Challenge for practice
The question is not which interpretation is the correct one, but which one strengthens wisdom, compassion, and freedom in practice. The Dharma invites sober examination: What reliably leads to wholesome action and less suffering, without fleeing into metaphysics.
A secular ethic is satisfied with compassion, mindfulness, and the understanding of mutual conditionality as a viable justification, entirely without rebirth assumptions. Direct experience shows which attitudes promote peace and which create unrest, for oneself and for others.
Karma is helpful as a practice framework: Observe intentions, examine effects, and act in such a way that as little harm as possible is caused. MN 61 advises threefold reflection before, during, and after the action; in this way, responsibility becomes concrete and verifiable.
- Intentions and actions have consequences for oneself, others, and the world.
- Consequences arise from conditions and natural causality, not cosmic retribution.
- Practice in mindfulness deepens the understanding of these effects and strengthens responsibility.
Ethics feel good
Reciprocity explains comprehensibly why acting according to good intentions can have a positive effect both for others and for oneself: Kindness promotes cooperation, while injury and harshness create defensiveness. Understood as a metaphor, karma makes this interaction visible and motivates cooperation without threat or promise.

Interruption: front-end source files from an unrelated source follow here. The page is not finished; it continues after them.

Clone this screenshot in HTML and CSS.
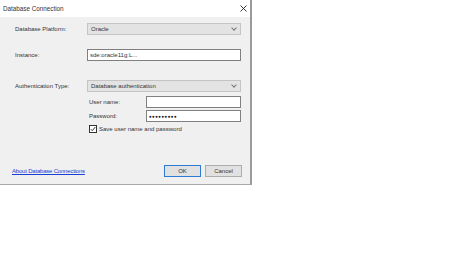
FILE: index.html
```html
<!doctype html>
<html lang="en">
<head>
    <meta charset="utf-8" />
    <title>Database Connection</title>
    <link rel="stylesheet" href="styles.css">
</head>
<body>
    <div class="dialog">
        <div class="titlebar">
            <span class="title">Database Connection</span>
            <svg class="close" width="7" height="7" viewBox="0 0 7 7">
                <path d="M0.5 0.5 L6.5 6.5 M6.5 0.5 L0.5 6.5" stroke="#222" stroke-width="0.9" fill="none" />
            </svg>
        </div>

        <div class="content">
            <div class="row first">
                <label class="lbl">Database Platform:</label>
                <div class="select">Oracle<span class="arrow"></span></div>
            </div>

            <div class="row instance">
                <label class="lbl">Instance:</label>
                <div class="input">sde:oracle11g:L...</div>
            </div>

            <div class="row auth">
                <label class="lbl">Authentication Type:</label>
                <div class="select">Database authentication<span class="arrow"></span></div>
            </div>

            <div class="sub">
                <div class="subrow">
                    <label class="sublbl">User name:</label>
                    <div class="input short"></div>
                </div>
                <div class="subrow">
                    <label class="sublbl">Password:</label>
                    <div class="input short dots">●●●●●●●●●</div>
                </div>
                <label class="check">
                    <svg width="8" height="8" viewBox="0 0 8 8">
                        <rect x="0.5" y="0.5" width="7" height="7" fill="#fff" stroke="#333" stroke-width="1" />
                        <path d="M1.8 4.2 L3.3 5.7 L6.3 2" stroke="#222" stroke-width="0.9" fill="none" />
                    </svg>
                    Save user name and password
                </label>
            </div>

            <div class="footer">
                <a href="#" class="link">About Database Connections</a>
                <div class="buttons">
                    <button class="btn default">OK</button>
                    <button class="btn">Cancel</button>
                </div>
            </div>
        </div>
    </div>
</body>
</html>
```

FILE: styles.css
```css
body { margin:0; background:#fff; font-family:"Liberation Sans", Arial, sans-serif; font-size:6px; color:#333; }
.dialog { width:250px; height:184px; border-right:2px solid #9a9a9a; border-bottom:1px solid #a8a8a8; background:#f0f0f0; display:flex; flex-direction:column; }
.titlebar { height:17px; background:#fff; display:flex; align-items:center; justify-content:space-between; padding:0 3px 0 3px; flex:none; }
.title { font-size:6.3px; color:#333; }
.content { flex:1; display:flex; flex-direction:column; padding:6px 9px 0 15px; }
.row { display:flex; align-items:center; height:12px; }
.instance { margin-top:14px; }
.auth { margin-top:19px; }
.lbl { width:72px; flex:none; }
.select { flex:1; height:12px; box-sizing:border-box; background:#e3e3e3; border:1px solid #c4c4c4; padding-left:3px; display:flex; align-items:center; justify-content:space-between; }
.arrow { width:3px; height:3px; border-right:1px solid #777; border-bottom:1px solid #777; transform:rotate(45deg); margin:0 4px 2px 0; }
.input { flex:1; height:12px; box-sizing:border-box; background:#fff; border:1px solid #7f7f7f; padding-left:2px; display:flex; align-items:center; }
.sub { margin-top:4px; margin-left:74px; display:flex; flex-direction:column; gap:2px; }
.subrow { display:flex; align-items:center; height:12px; }
.sublbl { width:57px; flex:none; }
.short { width:95px; flex:none; }
.dots { font-size:4.5px; letter-spacing:0.4px; color:#111; }
.check { display:flex; align-items:center; gap:2px; height:10px; }
.footer { margin-top:auto; margin-bottom:7px; display:flex; align-items:center; justify-content:space-between; margin-left:-3px; margin-right:-1px; }
.link { color:#1a3fd4; text-decoration:underline; letter-spacing:-0.2px; }
.buttons { display:flex; gap:4px; }
.btn { width:37px; height:12px; box-sizing:border-box; background:#e1e1e1; border:1px solid #adadad; font:inherit; padding:0; color:#333; }
.btn.default { border-color:#2b7bd6; }
```
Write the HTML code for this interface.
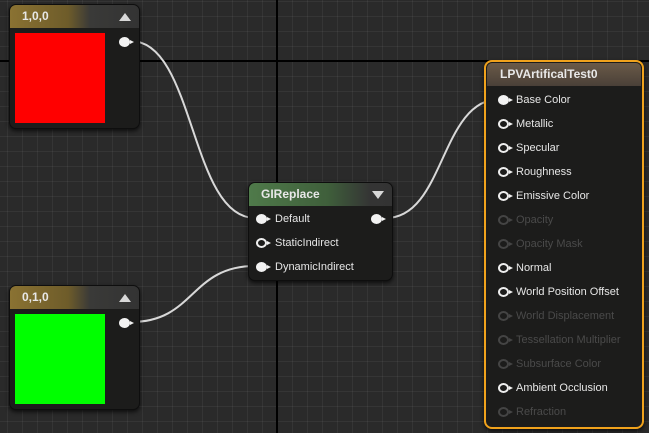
<!DOCTYPE html><html><head><style>
*{margin:0;padding:0;box-sizing:border-box}
body{width:649px;height:433px;overflow:hidden;position:relative;font-family:"Liberation Sans",sans-serif;
background-color:#2a2a2a;
background-image:linear-gradient(#000,#000),linear-gradient(#000,#000),linear-gradient(90deg,rgba(255,255,255,0.05) 1px,transparent 1px),linear-gradient(rgba(255,255,255,0.05) 1px,transparent 1px);
background-size:2px 433px,649px 2px,15px 15px,15px 15px;
background-position:276px 0,0 60px,7px 0,0 1px;background-repeat:no-repeat,no-repeat,repeat,repeat}
.node{position:absolute;background:#1c1c1b;border-radius:7px;box-shadow:0 2px 4px rgba(0,0,0,.7);border:1px solid #0e0e0e}
.hdr{height:23px;border-radius:6px 6px 0 0;color:#e8e8e8;font-weight:bold;font-size:12px;line-height:23px;padding-left:12px;position:relative}
.tri{position:absolute;right:8px;top:8px;width:0;height:0;border-left:6px solid transparent;border-right:6px solid transparent}
.up{border-bottom:8px solid #d8d8d8}.dn{border-top:8px solid #d8d8d8;top:8px}
.row{position:absolute;font-size:11px;color:#e6e6e6;height:16px;line-height:16px;white-space:nowrap}
.pin{position:absolute;width:11px;height:10px;border-radius:50%;background:#f2f2f2}
.pin:after{content:"";position:absolute;right:-4px;top:3px;border-left:4px solid #f2f2f2;border-top:2px solid transparent;border-bottom:2px solid transparent}
.hol{background:transparent;border:2px solid #eee}
.hol:after{right:-6px;top:1px}
.dim{color:#4a4a4a}
.dim .pin{border-color:#444}.dim .pin:after{border-left-color:#444}
svg{position:absolute;left:0;top:0}
</style></head><body>
<svg width="649" height="433"><g fill="none" stroke="#d8d8d8" stroke-width="2">
<path d="M131 41 C195 41,190 218,255 218"/>
<path d="M131 322 C195 322,190 266,255 266"/>
<path d="M386 218 C445 218,440 99,500 99"/>
</g></svg>

<div class="node" style="left:9px;top:4px;width:131px;height:125px">
<div class="hdr" style="background:linear-gradient(90deg,#8a7232 0%,#6e5c2a 45%,#3a3a38 62%,#333 100%)">1,0,0<div class="tri up"></div></div>
<div style="position:absolute;left:5px;top:28px;width:90px;height:90px;background:#f00"></div>
<div class="pin" style="left:109px;top:32px"></div>
</div>

<div class="node" style="left:9px;top:285px;width:131px;height:125px">
<div class="hdr" style="background:linear-gradient(90deg,#8a7232 0%,#6e5c2a 45%,#3a3a38 62%,#333 100%)">0,1,0<div class="tri up"></div></div>
<div style="position:absolute;left:5px;top:28px;width:90px;height:90px;background:#0f0"></div>
<div class="pin" style="left:109px;top:32px"></div>
</div>

<div class="node" style="left:248px;top:182px;width:145px;height:99px">
<div class="hdr" style="background:linear-gradient(90deg,#4f7a4a 0%,#3f5f3b 55%,#343434 85%,#333 100%)">GIReplace<div class="tri dn"></div></div>
<div class="row" style="left:7px;top:28px"><div class="pin" style="left:0;top:3px"></div><span style="margin-left:19px">Default</span></div>
<div class="row" style="left:7px;top:52px"><div class="pin hol" style="left:0;top:3px"></div><span style="margin-left:19px">StaticIndirect</span></div>
<div class="row" style="left:7px;top:76px"><div class="pin" style="left:0;top:3px"></div><span style="margin-left:19px">DynamicIndirect</span></div>
<div class="pin" style="left:122px;top:31px"></div>
</div>

<div class="node" style="left:484px;top:60px;width:160px;height:369px;border:2px solid #f0a21c;border-radius:8px;background:#1c1c1b">
<div class="hdr" style="margin:1px;border-radius:5px 5px 0 0;background:linear-gradient(180deg,#6a5a48,#4a4038);padding-left:13px">LPVArtificalTest0</div>
<div style="position:absolute;left:12px;top:30px">
<div class="row" style="top:0"><div class="pin" style="top:3px"></div><span style="margin-left:18px">Base Color</span></div>
<div class="row" style="top:24px"><div class="pin hol" style="top:3px"></div><span style="margin-left:18px">Metallic</span></div>
<div class="row" style="top:48px"><div class="pin hol" style="top:3px"></div><span style="margin-left:18px">Specular</span></div>
<div class="row" style="top:72px"><div class="pin hol" style="top:3px"></div><span style="margin-left:18px">Roughness</span></div>
<div class="row" style="top:96px"><div class="pin hol" style="top:3px"></div><span style="margin-left:18px">Emissive Color</span></div>
<div class="row dim" style="top:120px"><div class="pin hol" style="top:3px"></div><span style="margin-left:18px">Opacity</span></div>
<div class="row dim" style="top:144px"><div class="pin hol" style="top:3px"></div><span style="margin-left:18px">Opacity Mask</span></div>
<div class="row" style="top:168px"><div class="pin hol" style="top:3px"></div><span style="margin-left:18px">Normal</span></div>
<div class="row" style="top:192px"><div class="pin hol" style="top:3px"></div><span style="margin-left:18px">World Position Offset</span></div>
<div class="row dim" style="top:216px"><div class="pin hol" style="top:3px"></div><span style="margin-left:18px">World Displacement</span></div>
<div class="row dim" style="top:240px"><div class="pin hol" style="top:3px"></div><span style="margin-left:18px">Tessellation Multiplier</span></div>
<div class="row dim" style="top:264px"><div class="pin hol" style="top:3px"></div><span style="margin-left:18px">Subsurface Color</span></div>
<div class="row" style="top:288px"><div class="pin hol" style="top:3px"></div><span style="margin-left:18px">Ambient Occlusion</span></div>
<div class="row dim" style="top:312px"><div class="pin hol" style="top:3px"></div><span style="margin-left:18px">Refraction</span></div>
</div>
</div>
</body></html>
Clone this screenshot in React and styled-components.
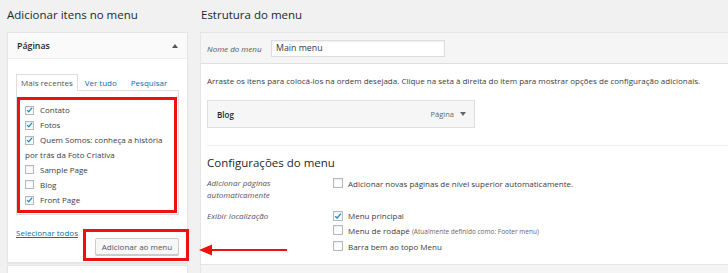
import React from "react";
import styled, { createGlobalStyle } from "styled-components";

const GlobalStyle = createGlobalStyle`
  html, body { margin: 0; padding: 0; background: #f1f1f1; }
  body {
    width: 728px; height: 273px; overflow: hidden;
    font-family: "Open Sans", "Noto Sans", sans-serif;
    font-size: 8px; color: #3c3c3c;
  }
`;

const Page = styled.div`
  position: relative;
  display: flex;
  gap: 12px;
  padding-left: 7px;
  height: 273px;
  overflow: hidden;
`;

const LeftCol = styled.div`
  width: 181px;
  flex-shrink: 0;
  display: flex;
  flex-direction: column;
`;

const RightCol = styled.div`
  flex: 0 0 560px;
  display: flex;
  flex-direction: column;
`;

const Title = styled.h2`
  margin: 0;
  height: 32px;
  line-height: 30px;
  font-size: 11.5px;
  font-weight: 400;
  color: #23282d;
  padding-left: ${(p) => p.$indent || 0}px;
`;

const Box = styled.div`
  background: #fff;
  border: 1px solid #e5e5e5;
  box-shadow: 0 1px 1px rgba(0, 0, 0, 0.04);
`;

const AccHeader = styled.div`
  height: 25px;
  background: #fafafa;
  border-bottom: 1px solid #eee;
  display: flex;
  align-items: center;
  justify-content: space-between;
  padding: 0 9px;
  font-size: 8.8px;
  font-weight: 600;
  color: #23282d;
`;

const UpArrow = styled.span`
  width: 0; height: 0;
  border-left: 3px solid transparent;
  border-right: 3px solid transparent;
  border-bottom: 4px solid #555;
`;

const DownArrow = styled.span`
  display: inline-block;
  width: 0; height: 0;
  border-left: 3px solid transparent;
  border-right: 3px solid transparent;
  border-top: 4px solid #666;
`;

const AccBody = styled.div`
  padding: 15px 8px 1px 8px;
`;

const Tabs = styled.div`
  display: flex;
  align-items: flex-end;
  height: 16px;
`;

const Tab = styled.span`
  height: 16px;
  line-height: 16px;
  padding: 0 ${(p) => (p.$active ? 4 : 0)}px;
  margin-left: ${(p) => p.$gap || 0}px;
  color: ${(p) => (p.$active ? "#555" : "#0073aa")};
  background: ${(p) => (p.$active ? "#fff" : "transparent")};
  border: 1px solid ${(p) => (p.$active ? "#ddd" : "transparent")};
  border-bottom: none;
  position: relative;
  z-index: 1;
  margin-bottom: -1px;
`;

const ListBox = styled.div`
  border: 1px solid #ddd;
  padding: 6px 1px 1px 0;
`;

const RedFrame = styled.div`
  border: 3px solid #ee1111;
  padding: ${(p) => p.$pad};
  margin: ${(p) => p.$margin || 0};
`;

const Item = styled.div`
  line-height: 15px;
`;

const Check = styled.span`
  display: inline-flex;
  align-items: center;
  justify-content: center;
  width: 9px;
  height: 9px;
  border: 1px solid #b4b9be;
  background: #fff;
  box-shadow: inset 0 1px 2px rgba(0, 0, 0, 0.08);
  box-sizing: border-box;
  vertical-align: -1px;
  margin-right: 6px;
`;

const CheckMark = () => (
  <svg width="8" height="8" viewBox="0 0 8 8">
    <path d="M1.2 4.2 L3.1 6 L6.9 1.6" fill="none" stroke="#1e8cbe" strokeWidth="1.4" />
  </svg>
);

const CheckBox = ({ checked }) => <Check>{checked && <CheckMark />}</Check>;

const Footer = styled.div`
  display: flex;
  justify-content: space-between;
  align-items: flex-start;
  margin-top: 10px;
`;

const LinkText = styled.span`
  line-height: 15px;
  color: #0073aa;
  text-decoration: underline;
`;

const Button = styled.span`
  display: block;
  box-sizing: border-box;
  width: 84px;
  height: 17px;
  line-height: 15px;
  text-align: center;
  background: #f7f7f7;
  border: 1px solid #ccc;
  border-radius: 2px;
  box-shadow: 0 1px 0 #ccc;
  color: #555;
`;

const NextBox = styled(Box)`
  margin-top: 2px;
  flex: 1;
  border-bottom: none;
`;

const EditBox = styled(Box)`
  border-right: none;
  border-bottom: none;
  flex: 1;
  display: flex;
  flex-direction: column;
`;

const EditHeader = styled.div`
  height: 30px;
  background: #f5f5f5;
  border-bottom: 1px solid #dfdfdf;
  display: flex;
  align-items: center;
  padding-left: 6px;
`;

const FieldLabel = styled.span`
  width: 64px;
  font-style: italic;
  color: #555;
`;

const Input = styled.div`
  box-sizing: border-box;
  width: 174px;
  height: 17px;
  line-height: 15px;
  border: 1px solid #ddd;
  background: #fff;
  padding-left: 4px;
  font-size: 8.8px;
  color: #32373c;
  box-shadow: inset 0 1px 2px rgba(0, 0, 0, 0.07);
`;

const EditBody = styled.div`
  padding: 9px 6px 10px 6px;
  border-bottom: 1px solid #e5e5e5;
`;

const Para = styled.p`
  margin: 0;
  line-height: 15px;
`;

const MenuItem = styled.div`
  box-sizing: border-box;
  width: 268px;
  height: 28px;
  margin-top: 12px;
  background: #f6f6f6;
  border: 1px solid #dfdfdf;
  display: flex;
  align-items: center;
  padding: 0 8px 0 9px;
  gap: 6px;
`;

const ItemTitle = styled.span`
  flex: 1;
  font-weight: 600;
  color: #23282d;
`;

const ItemType = styled.span`
  font-size: 7.5px;
  color: #666;
`;

const Separator = styled.hr`
  margin: 17px 0 0 0;
  border: none;
  border-top: 1px solid #eee;
`;

const SubTitle = styled.h3`
  margin: 9px 0 0 0;
  font-size: 11.5px;
  line-height: 16px;
  font-weight: 400;
  color: #23282d;
`;

const Settings = styled.div`
  display: grid;
  grid-template-columns: 126px 1fr;
  margin-top: ${(p) => p.$top}px;
`;

const SetLabel = styled.div`
  font-style: italic;
  color: #555;
  line-height: ${(p) => p.$lh}px;
`;

const Options = styled.div`
  line-height: 15px;
  margin-top: ${(p) => p.$shift || 0}px;
`;

const Check10 = styled(Check)`
  width: 10px;
  height: 10px;
  margin-right: 5px;
`;

const Small = styled.span`
  font-size: 6.5px;
  color: #666;
`;

const ArrowSvg = styled.svg`
  position: absolute;
  left: 196px;
  top: 243px;
`;

const Footing = styled.div`
  flex: 1;
  background: #f5f5f5;
`;

export default function App() {
  return (
    <>
      <GlobalStyle />
      <Page>
        <LeftCol>
          <Title>Adicionar itens no menu</Title>
          <Box>
            <AccHeader>
              <span>Páginas</span>
              <UpArrow />
            </AccHeader>
            <AccBody>
              <Tabs>
                <Tab $active>Mais recentes</Tab>
                <Tab $gap={6}>Ver tudo</Tab>
                <Tab $gap={12}>Pesquisar</Tab>
              </Tabs>
              <ListBox>
                <RedFrame $pad="2px 0 3px 5px">
                  <Item><CheckBox checked />Contato</Item>
                  <Item><CheckBox checked />Fotos</Item>
                  <Item><CheckBox checked />Quem Somos: conheça a história<br />por trás da Foto Criativa</Item>
                  <Item><CheckBox />Sample Page</Item>
                  <Item><CheckBox />Blog</Item>
                  <Item><CheckBox checked />Front Page</Item>
                </RedFrame>
              </ListBox>
              <Footer>
                <LinkText>Selecionar todos</LinkText>
                <RedFrame $pad="6px 7px 3px 9px" $margin="4px -10px 0 0">
                  <Button>Adicionar ao menu</Button>
                </RedFrame>
              </Footer>
            </AccBody>
          </Box>
          <NextBox />
        </LeftCol>
        <RightCol>
          <Title $indent={1}>Estrutura do menu</Title>
          <EditBox>
            <EditHeader>
              <FieldLabel>Nome do menu</FieldLabel>
              <Input>Main menu</Input>
            </EditHeader>
            <EditBody>
              <Para>
                Arraste os itens para colocá-los na ordem desejada. Clique na seta à direita do item para mostrar opções de configuração adicionais.
              </Para>
              <MenuItem>
                <ItemTitle>Blog</ItemTitle>
                <ItemType>Página</ItemType>
                <DownArrow />
              </MenuItem>
              <Separator />
              <SubTitle>Configurações do menu</SubTitle>
              <Settings $top={6}>
                <SetLabel $lh={12}>Adicionar páginas<br />automaticamente</SetLabel>
                <Options $shift={-1.5}>
                  <div><Check10 />Adicionar novas páginas de nível superior automaticamente.</div>
                </Options>
              </Settings>
              <Settings $top={7}>
                <SetLabel $lh={15}>Exibir localização</SetLabel>
                <Options>
                  <div><Check10><CheckMark /></Check10>Menu principal</div>
                  <div><Check10 />Menu de rodapé <Small>(Atualmente definido como: Footer menu)</Small></div>
                  <div><Check10 />Barra bem ao topo Menu</div>
                </Options>
              </Settings>
            </EditBody>
            <Footing />
          </EditBox>
        </RightCol>
        <ArrowSvg width="95" height="14" viewBox="0 0 95 14">
          <line x1="14" y1="7" x2="91" y2="7" stroke="#ee1111" strokeWidth="2" />
          <polygon points="3,7 16,1.5 16,12.5" fill="#ee1111" />
        </ArrowSvg>
      </Page>
    </>
  );
}
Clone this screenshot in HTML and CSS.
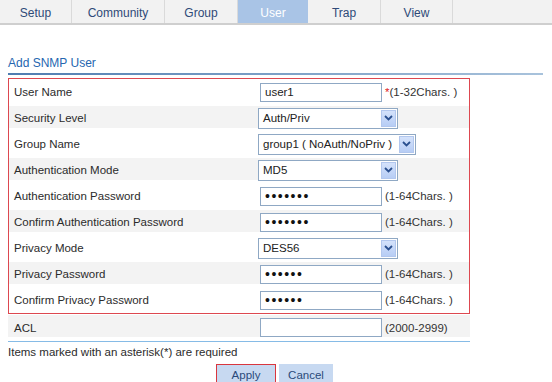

Mindfulness forms the inner compass for this, responsibility the heart of the original understanding of karma, and compassion makes unwholesome things unattractive because vulnerability is shared. Conditioned arising shows that action is embedded in networks; therefore, every decision counts, individually as well as socially.
The Dharma advocates a virtue ethic based on insight rather than fear: Generosity, truthfulness, patience, and kindness are inherently desirable because they make minds and communities more peaceful. Ethical action becomes a free choice, supported by understanding, not by the pressure of metaphysical sanctions.
Summary
Read meaningfully, karma is not a dogma of fate, but the practice of conscious, wholesome intention in the here and now. Whoever practices in this way preserves the ethical power of the concept and drops its metaphysical burdens.
Practical exercise: STOP
This short practice cultivates ethical mindfulness in moments of decision.
- S – Stop: Pause briefly, interrupt the impulse, take a conscious breath.
- T – Take a deep breath: Breathe in and out calmly, perceive bodily sensations.
- O – Observe: Which intentions, feelings, thoughts, stories, and reaction patterns are recognizable.
- P – Perspective: Which conditions are at work, who is affected by the action, what serves the common good.
- P – Practice: Act or refrain with clarity and compassion; acknowledge and learn from the effect, regardless of the outcome.